• **PROBLEM DETAILS**: Go through the listing and set it down exactly, leaving out its pictures.
#### DATASET EXTRACT ####
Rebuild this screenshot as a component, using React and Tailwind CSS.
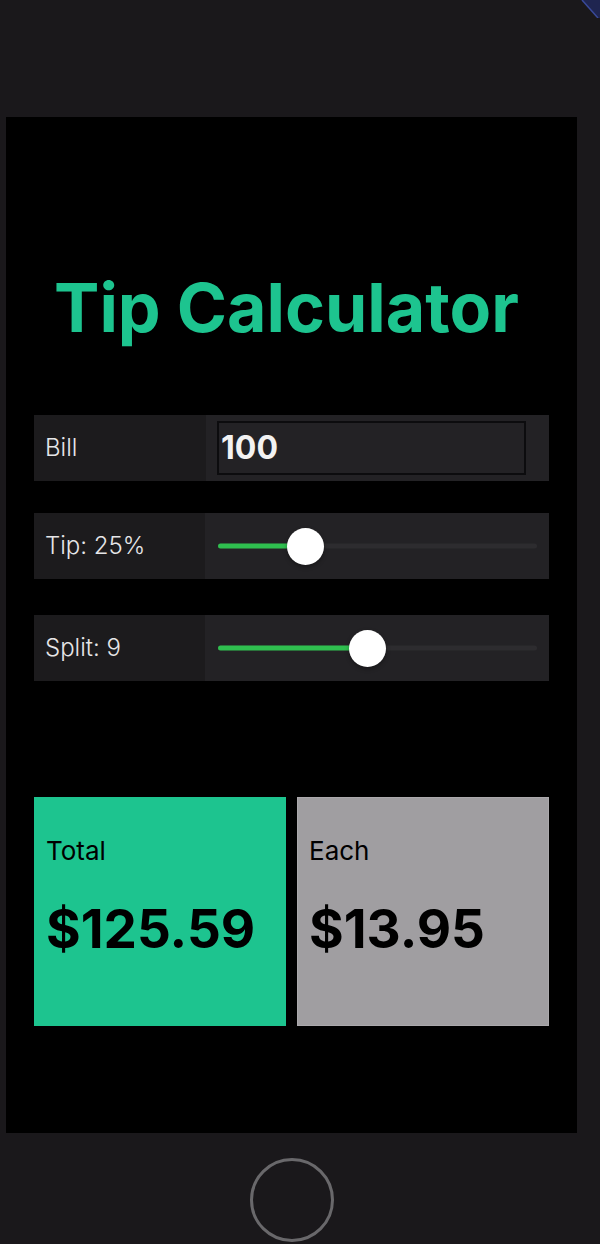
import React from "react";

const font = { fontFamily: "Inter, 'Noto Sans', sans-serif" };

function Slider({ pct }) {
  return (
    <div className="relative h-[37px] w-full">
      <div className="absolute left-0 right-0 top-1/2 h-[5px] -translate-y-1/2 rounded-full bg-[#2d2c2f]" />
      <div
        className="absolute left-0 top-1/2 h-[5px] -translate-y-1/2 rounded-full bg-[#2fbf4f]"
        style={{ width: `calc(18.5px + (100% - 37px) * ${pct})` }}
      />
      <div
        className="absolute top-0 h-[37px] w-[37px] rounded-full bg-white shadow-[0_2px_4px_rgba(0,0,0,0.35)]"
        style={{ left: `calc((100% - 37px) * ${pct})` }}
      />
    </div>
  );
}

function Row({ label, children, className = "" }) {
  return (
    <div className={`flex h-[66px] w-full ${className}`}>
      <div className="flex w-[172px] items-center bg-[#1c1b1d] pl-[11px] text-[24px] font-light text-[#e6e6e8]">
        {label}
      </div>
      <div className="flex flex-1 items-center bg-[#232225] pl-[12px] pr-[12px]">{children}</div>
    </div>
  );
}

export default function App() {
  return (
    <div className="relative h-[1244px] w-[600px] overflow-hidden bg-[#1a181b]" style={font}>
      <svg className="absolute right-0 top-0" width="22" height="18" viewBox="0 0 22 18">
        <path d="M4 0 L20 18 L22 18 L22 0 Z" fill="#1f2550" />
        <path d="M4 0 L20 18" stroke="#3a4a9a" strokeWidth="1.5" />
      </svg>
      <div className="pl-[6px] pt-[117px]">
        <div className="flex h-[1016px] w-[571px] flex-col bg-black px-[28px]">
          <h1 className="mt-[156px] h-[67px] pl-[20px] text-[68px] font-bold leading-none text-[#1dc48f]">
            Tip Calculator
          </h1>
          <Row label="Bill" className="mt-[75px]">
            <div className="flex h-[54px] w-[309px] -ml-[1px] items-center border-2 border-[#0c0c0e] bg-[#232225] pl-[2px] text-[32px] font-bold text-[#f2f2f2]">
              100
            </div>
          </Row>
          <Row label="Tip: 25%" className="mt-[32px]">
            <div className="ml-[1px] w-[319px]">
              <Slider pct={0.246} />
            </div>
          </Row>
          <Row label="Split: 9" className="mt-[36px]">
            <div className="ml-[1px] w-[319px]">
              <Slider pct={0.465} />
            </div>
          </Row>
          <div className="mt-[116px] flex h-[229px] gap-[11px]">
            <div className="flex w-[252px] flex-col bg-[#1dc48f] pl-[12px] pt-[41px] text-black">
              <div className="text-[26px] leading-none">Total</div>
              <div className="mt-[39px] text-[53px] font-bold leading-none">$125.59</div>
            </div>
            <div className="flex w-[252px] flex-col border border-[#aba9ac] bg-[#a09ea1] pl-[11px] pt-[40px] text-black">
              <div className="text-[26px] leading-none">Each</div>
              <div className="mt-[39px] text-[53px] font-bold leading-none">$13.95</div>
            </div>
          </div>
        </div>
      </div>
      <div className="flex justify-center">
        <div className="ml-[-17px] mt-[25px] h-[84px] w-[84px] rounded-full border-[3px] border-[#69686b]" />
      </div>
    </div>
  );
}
####
• **COMPLETE RESPONSE**:
Rebuild this screenshot as a component, using React and Tailwind CSS.
import React from "react";

const font = { fontFamily: "Inter, 'Noto Sans', sans-serif" };

function Slider({ pct }) {
  return (
    <div className="relative h-[37px] w-full">
      <div className="absolute left-0 right-0 top-1/2 h-[5px] -translate-y-1/2 rounded-full bg-[#2d2c2f]" />
      <div
        className="absolute left-0 top-1/2 h-[5px] -translate-y-1/2 rounded-full bg-[#2fbf4f]"
        style={{ width: `calc(18.5px + (100% - 37px) * ${pct})` }}
      />
      <div
        className="absolute top-0 h-[37px] w-[37px] rounded-full bg-white shadow-[0_2px_4px_rgba(0,0,0,0.35)]"
        style={{ left: `calc((100% - 37px) * ${pct})` }}
      />
    </div>
  );
}

function Row({ label, children, className = "" }) {
  return (
    <div className={`flex h-[66px] w-full ${className}`}>
      <div className="flex w-[172px] items-center bg-[#1c1b1d] pl-[11px] text-[24px] font-light text-[#e6e6e8]">
        {label}
      </div>
      <div className="flex flex-1 items-center bg-[#232225] pl-[12px] pr-[12px]">{children}</div>
    </div>
  );
}

export default function App() {
  return (
    <div className="relative h-[1244px] w-[600px] overflow-hidden bg-[#1a181b]" style={font}>
      <svg className="absolute right-0 top-0" width="22" height="18" viewBox="0 0 22 18">
        <path d="M4 0 L20 18 L22 18 L22 0 Z" fill="#1f2550" />
        <path d="M4 0 L20 18" stroke="#3a4a9a" strokeWidth="1.5" />
      </svg>
      <div className="pl-[6px] pt-[117px]">
        <div className="flex h-[1016px] w-[571px] flex-col bg-black px-[28px]">
          <h1 className="mt-[156px] h-[67px] pl-[20px] text-[68px] font-bold leading-none text-[#1dc48f]">
            Tip Calculator
          </h1>
          <Row label="Bill" className="mt-[75px]">
            <div className="flex h-[54px] w-[309px] -ml-[1px] items-center border-2 border-[#0c0c0e] bg-[#232225] pl-[2px] text-[32px] font-bold text-[#f2f2f2]">
              100
            </div>
          </Row>
          <Row label="Tip: 25%" className="mt-[32px]">
            <div className="ml-[1px] w-[319px]">
              <Slider pct={0.246} />
            </div>
          </Row>
          <Row label="Split: 9" className="mt-[36px]">
            <div className="ml-[1px] w-[319px]">
              <Slider pct={0.465} />
            </div>
          </Row>
          <div className="mt-[116px] flex h-[229px] gap-[11px]">
            <div className="flex w-[252px] flex-col bg-[#1dc48f] pl-[12px] pt-[41px] text-black">
              <div className="text-[26px] leading-none">Total</div>
              <div className="mt-[39px] text-[53px] font-bold leading-none">$125.59</div>
            </div>
            <div className="flex w-[252px] flex-col border border-[#aba9ac] bg-[#a09ea1] pl-[11px] pt-[40px] text-black">
              <div className="text-[26px] leading-none">Each</div>
              <div className="mt-[39px] text-[53px] font-bold leading-none">$13.95</div>
            </div>
          </div>
        </div>
      </div>
      <div className="flex justify-center">
        <div className="ml-[-17px] mt-[25px] h-[84px] w-[84px] rounded-full border-[3px] border-[#69686b]" />
      </div>
    </div>
  );
}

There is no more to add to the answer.